When her song comes on, Honey gets down on the floor on her knees and swings rapidly around, from one end of the dance floor to another, three quick turns on the knees, so fast you find yourself catching your breath. The whole room breaks out in spontaneous applause. Honey is by far the most energetic of the dancers. She is exhausted by one-thirty. She leans over and tells me, “I’ve been dancing since seven o’clock.” But she is getting garlanded with hundreds. That night, Honey makes 110,000 rupees, more than several months’ earnings at Dilbar. She says we must have lunch, and this time it’s on her. “I have a reason.” There is a pause, and her eyebrows go up; she is holding herself back from smiling. “Can you guess?”
“You’re going to be a father!”
“Yes.” His wife is pregnant. If all goes well this time around, Manoj will become a father before the year’s out. Honey will become a mother.

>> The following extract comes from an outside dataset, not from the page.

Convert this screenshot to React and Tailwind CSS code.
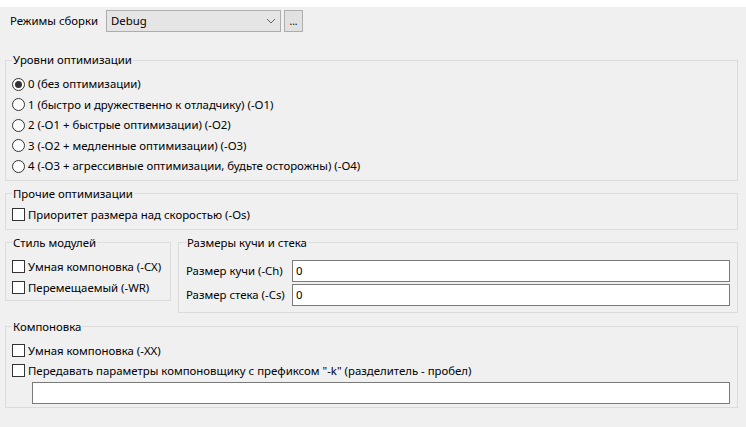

For New Year’s Eve, the girls wear outfits that cost them up to 100,000 rupees. One small dancer, Kavita, has a lot of jewelry on her head, 35,000 rupees’ worth. “Don’t you think it is a little over?” Honey asks me disapprovingly. I find it difficult to agree with her, since Honey’s own head is covered with a blue scarf fringed with gold balls weighing several pounds. And she has bought colored contact lenses with the outline of a flower on each one: “It’s soooo sexy.” Everything that night is “a little over.??
? Nobody minds.
Muskan is there too, taller than Monalisa, fairer than Monalisa, younger than Monalisa. Muskan has just turned fifteen. Should Muskan lose her virginity to love or money? There is Mohammed the Arab, and there is a teenage boy that Muskan is sweet on. Monalisa advises her that her first time should be with someone she loves—“but Raju is determined to break her seal.” Raju is a man living in America who has given her a lakh as a down payment on her virginity. He is fifty years old. Monalisa advises her to chill out for a year or a year and a half. To not go down that path at all. But Muskan is thinking. The man from America has offered her a lot of money.

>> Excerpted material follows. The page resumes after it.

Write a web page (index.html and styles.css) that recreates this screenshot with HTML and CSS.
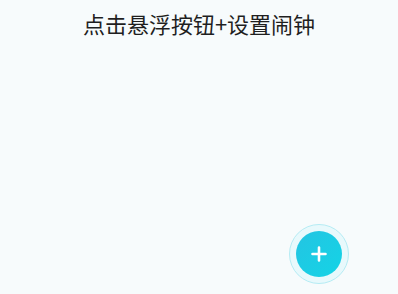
FILE: index.html
```html
<!DOCTYPE html>
<html lang="zh-CN">
<head>
    <meta charset="UTF-8">
    <meta name="viewport" content="width=device-width, initial-scale=1.0">
    <title>闹钟</title>
    <link rel="stylesheet" href="styles.css">
</head>
<body>
    <div class="page">
        <h1 class="hint-title">点击悬浮按钮+设置闹钟</h1>
        <div class="alarm-list"></div>
    </div>
    <button class="fab" aria-label="添加闹钟">
        <span class="fab-inner">
            <svg width="16" height="16" viewBox="0 0 16 16">
                <path d="M8 1.5v13M1.5 8h13" stroke="#fff" stroke-width="2.6" stroke-linecap="round" fill="none"/>
            </svg>
        </span>
    </button>
</body>
</html>
```

FILE: styles.css
```css
html, body {
    margin: 0;
    padding: 0;
    height: 100%;
}

body {
    font-family: "Noto Sans CJK SC", "Noto Sans", sans-serif;
    background-color: #f7fbfc;
    color: #1f1f1f;
    overflow: hidden;
}

.page {
    display: flex;
    flex-direction: column;
    align-items: center;
    padding-top: 7px;
}

.hint-title {
    margin: 0;
    font-size: 22px;
    font-weight: 400;
    line-height: 32px;
    text-align: center;
}

.fab {
    position: absolute;
    right: 49px;
    bottom: 10px;
    width: 60px;
    height: 60px;
    padding: 0;
    border: 1px solid #b5ecf4;
    border-radius: 50%;
    background: #e8f9fc;
    display: flex;
    align-items: center;
    justify-content: center;
    cursor: pointer;
}

.fab-inner {
    width: 46px;
    height: 46px;
    border-radius: 50%;
    background: linear-gradient(135deg, #24c4e2 0%, #14d4e6 100%);
    display: flex;
    align-items: center;
    justify-content: center;
}
```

In the VIP room there is a party of men from Gujarat with their whores. One of the whores is all over the men, indiscriminately. She is on their laps; two of them are touching her at the same time. She is dressed in a black sari. After a while I notice she is on the floor; she has fallen down. One of the men, in jest or anger, has shoved her and she fell forward, hit her head against the table, and passed out. A whole gaggle of the men take her away. She might be unconscious; what will they do to her now? She would be around twenty. They will defile her.

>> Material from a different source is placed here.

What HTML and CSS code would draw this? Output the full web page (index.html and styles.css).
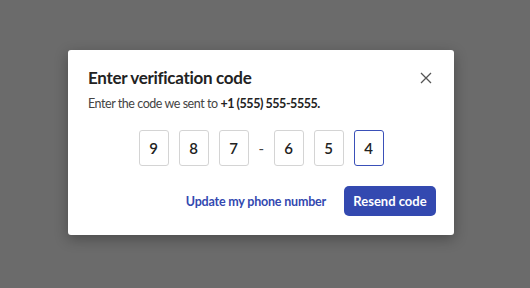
FILE: index.html
```html
<!DOCTYPE html>
<html lang="en">
<head>
    <meta charset="UTF-8">
    <title>Verification code</title>
    <link rel="stylesheet" href="styles.css">
</head>
<body>
    <div class="modal">
        <div class="modal-header">
            <h2 class="modal-title">Enter verification code</h2>
            <button class="close-btn" aria-label="Close">
                <svg width="12" height="12" viewBox="0 0 12 12"><path d="M1 1 L11 11 M11 1 L1 11" stroke="#555" stroke-width="1.3" fill="none"/></svg>
            </button>
        </div>
        <p class="modal-text">Enter the code we sent to <b>+1 (555) 555-5555.</b></p>

        <!-- casillas del codigo -->
        <div class="code-row">
            <div class="digit">9</div>
            <div class="digit">8</div>
            <div class="digit">7</div>
            <span class="dash">-</span>
            <div class="digit">6</div>
            <div class="digit">5</div>
            <div class="digit active">4</div>
        </div>

        <div class="modal-footer">
            <a href="#" class="link-btn">Update my phone number</a>
            <button class="primary-btn">Resend code</button>
        </div>
    </div>
</body>
</html>
```
FILE: styles.css
```css
body {
    margin: 0;
    background-color: #6b6b6b;
    font-family: Lato, Arial, sans-serif;
    min-height: 288px;
    padding: 50px 0 0 68px;
    box-sizing: border-box;
}

.modal {
    width: 386px;
    height: 185px;
    box-sizing: border-box;
    background-color: #fff;
    border-radius: 3px;
    box-shadow: 0 4px 14px rgba(0, 0, 0, 0.3);
    padding: 16px 18px 19px 20px;
}

.modal-header {
    display: flex;
    justify-content: space-between;
    align-items: center;
}

.modal-title {
    margin: 0;
    font-size: 17px;
    line-height: 24px;
    font-weight: bold;
    letter-spacing: -0.3px;
    color: #222;
}

.close-btn {
    background: none;
    border: none;
    padding: 0;
    margin-right: 4px;
    display: flex;
    cursor: pointer;
}

.modal-text {
    margin: 5px 0 0;
    font-size: 12.5px;
    line-height: 18px;
    letter-spacing: -0.45px;
    color: #444;
}

.modal-text b {
    color: #222;
}

.code-row {
    display: flex;
    justify-content: center;
    align-items: center;
    gap: 10px;
    margin-top: 17px;
    margin-left: -2px;
}

.digit {
    width: 30px;
    height: 36px;
    box-sizing: border-box;
    border: 1px solid #d4d4d4;
    border-radius: 3px;
    display: flex;
    align-items: center;
    justify-content: center;
    font-size: 15px;
    font-weight: 600;
    color: #222;
}

.digit.active {
    border-color: #3a50b8;
}

.dash {
    width: 5px;
    font-size: 15px;
    color: #444;
    text-align: center;
}

.modal-footer {
    display: flex;
    justify-content: flex-end;
    align-items: center;
    gap: 18px;
    margin-top: 20px;
}

.link-btn {
    color: #3349b0;
    font-size: 12.5px;
    font-weight: bold;
    letter-spacing: -0.2px;
    text-decoration: none;
}

.primary-btn {
    width: 92px;
    height: 30px;
    background-color: #3349b0;
    color: #fff;
    border: none;
    border-radius: 5px;
    font-family: Lato, Arial, sans-serif;
    font-size: 13px;
    font-weight: bold;
    cursor: pointer;
}
```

Monalisa, too, is attending to the men from Gujarat, big thick men with cops’ mustaches. One of them is on the floor, dancing with her. “I’m earning well from them,” she tells me in my ear. But it is a delicate art; she has to dance with them and keep the money flowing without stimulating them to the point of madness. So her dance is inviting without being provocative; she is not rotating her buttocks in their direction. Every time they try to touch her, she fends them off with a smile. They follow her from room to room.